**EXERCISE AIM:** Please copy the lines below exactly, from the first one through the line showing "import React from".

○ ○ ○

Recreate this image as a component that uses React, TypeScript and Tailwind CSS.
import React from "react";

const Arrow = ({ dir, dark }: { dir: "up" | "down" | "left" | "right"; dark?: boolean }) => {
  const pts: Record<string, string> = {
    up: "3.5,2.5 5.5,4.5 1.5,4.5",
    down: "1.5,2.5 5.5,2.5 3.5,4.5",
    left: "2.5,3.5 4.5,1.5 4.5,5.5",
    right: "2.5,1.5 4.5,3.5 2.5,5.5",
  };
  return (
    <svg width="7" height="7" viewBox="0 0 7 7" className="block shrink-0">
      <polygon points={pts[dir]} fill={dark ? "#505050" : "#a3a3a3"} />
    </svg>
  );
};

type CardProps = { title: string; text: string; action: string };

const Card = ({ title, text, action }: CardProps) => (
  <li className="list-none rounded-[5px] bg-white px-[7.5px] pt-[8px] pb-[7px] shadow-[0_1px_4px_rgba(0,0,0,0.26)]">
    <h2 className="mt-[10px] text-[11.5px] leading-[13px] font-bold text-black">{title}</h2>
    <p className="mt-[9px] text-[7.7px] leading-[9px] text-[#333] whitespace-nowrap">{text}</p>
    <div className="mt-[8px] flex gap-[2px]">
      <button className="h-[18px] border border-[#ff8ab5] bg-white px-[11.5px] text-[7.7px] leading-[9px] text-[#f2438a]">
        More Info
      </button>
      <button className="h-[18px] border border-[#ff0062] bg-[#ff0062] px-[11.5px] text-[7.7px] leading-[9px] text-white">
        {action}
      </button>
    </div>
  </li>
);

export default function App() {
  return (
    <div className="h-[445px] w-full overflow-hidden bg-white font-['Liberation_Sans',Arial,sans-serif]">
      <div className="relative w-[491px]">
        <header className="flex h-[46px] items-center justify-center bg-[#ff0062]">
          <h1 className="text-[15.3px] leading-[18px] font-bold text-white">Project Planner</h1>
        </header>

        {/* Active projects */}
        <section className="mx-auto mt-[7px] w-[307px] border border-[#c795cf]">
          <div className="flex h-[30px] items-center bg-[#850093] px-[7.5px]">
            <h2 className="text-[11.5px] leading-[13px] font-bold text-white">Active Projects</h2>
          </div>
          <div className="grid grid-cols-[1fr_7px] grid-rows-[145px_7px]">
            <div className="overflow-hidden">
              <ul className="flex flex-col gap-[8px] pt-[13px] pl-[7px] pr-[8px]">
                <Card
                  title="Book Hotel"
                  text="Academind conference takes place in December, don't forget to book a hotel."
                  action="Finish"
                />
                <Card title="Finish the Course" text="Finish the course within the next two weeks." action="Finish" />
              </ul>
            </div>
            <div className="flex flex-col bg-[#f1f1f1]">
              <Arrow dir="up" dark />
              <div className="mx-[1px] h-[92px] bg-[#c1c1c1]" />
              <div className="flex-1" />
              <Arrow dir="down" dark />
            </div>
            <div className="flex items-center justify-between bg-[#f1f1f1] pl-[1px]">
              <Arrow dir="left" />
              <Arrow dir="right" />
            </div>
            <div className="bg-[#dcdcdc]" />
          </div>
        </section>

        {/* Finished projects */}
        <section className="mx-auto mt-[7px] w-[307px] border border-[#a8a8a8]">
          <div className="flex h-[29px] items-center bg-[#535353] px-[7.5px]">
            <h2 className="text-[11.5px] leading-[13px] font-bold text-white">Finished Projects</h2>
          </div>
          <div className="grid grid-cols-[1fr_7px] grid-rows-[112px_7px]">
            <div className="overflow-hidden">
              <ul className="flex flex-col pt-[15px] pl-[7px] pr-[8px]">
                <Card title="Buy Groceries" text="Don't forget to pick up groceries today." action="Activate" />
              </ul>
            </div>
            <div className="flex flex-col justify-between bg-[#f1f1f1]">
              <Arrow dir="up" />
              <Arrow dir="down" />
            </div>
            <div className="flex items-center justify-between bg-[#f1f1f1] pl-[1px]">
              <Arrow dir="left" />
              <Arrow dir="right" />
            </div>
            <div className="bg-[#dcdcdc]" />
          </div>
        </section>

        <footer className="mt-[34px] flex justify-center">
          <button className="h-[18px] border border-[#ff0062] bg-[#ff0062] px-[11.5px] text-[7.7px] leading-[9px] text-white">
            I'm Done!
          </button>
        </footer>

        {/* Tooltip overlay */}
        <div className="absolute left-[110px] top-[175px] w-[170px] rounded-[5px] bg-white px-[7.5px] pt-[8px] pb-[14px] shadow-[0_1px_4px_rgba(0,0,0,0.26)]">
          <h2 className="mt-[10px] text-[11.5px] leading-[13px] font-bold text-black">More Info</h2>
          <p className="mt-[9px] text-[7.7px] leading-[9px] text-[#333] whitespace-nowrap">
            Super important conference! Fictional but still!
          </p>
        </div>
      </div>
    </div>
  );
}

○ ○ ○

**TASK RESULT:**
Recreate this image as a component that uses React, TypeScript and Tailwind CSS.
import React from "react";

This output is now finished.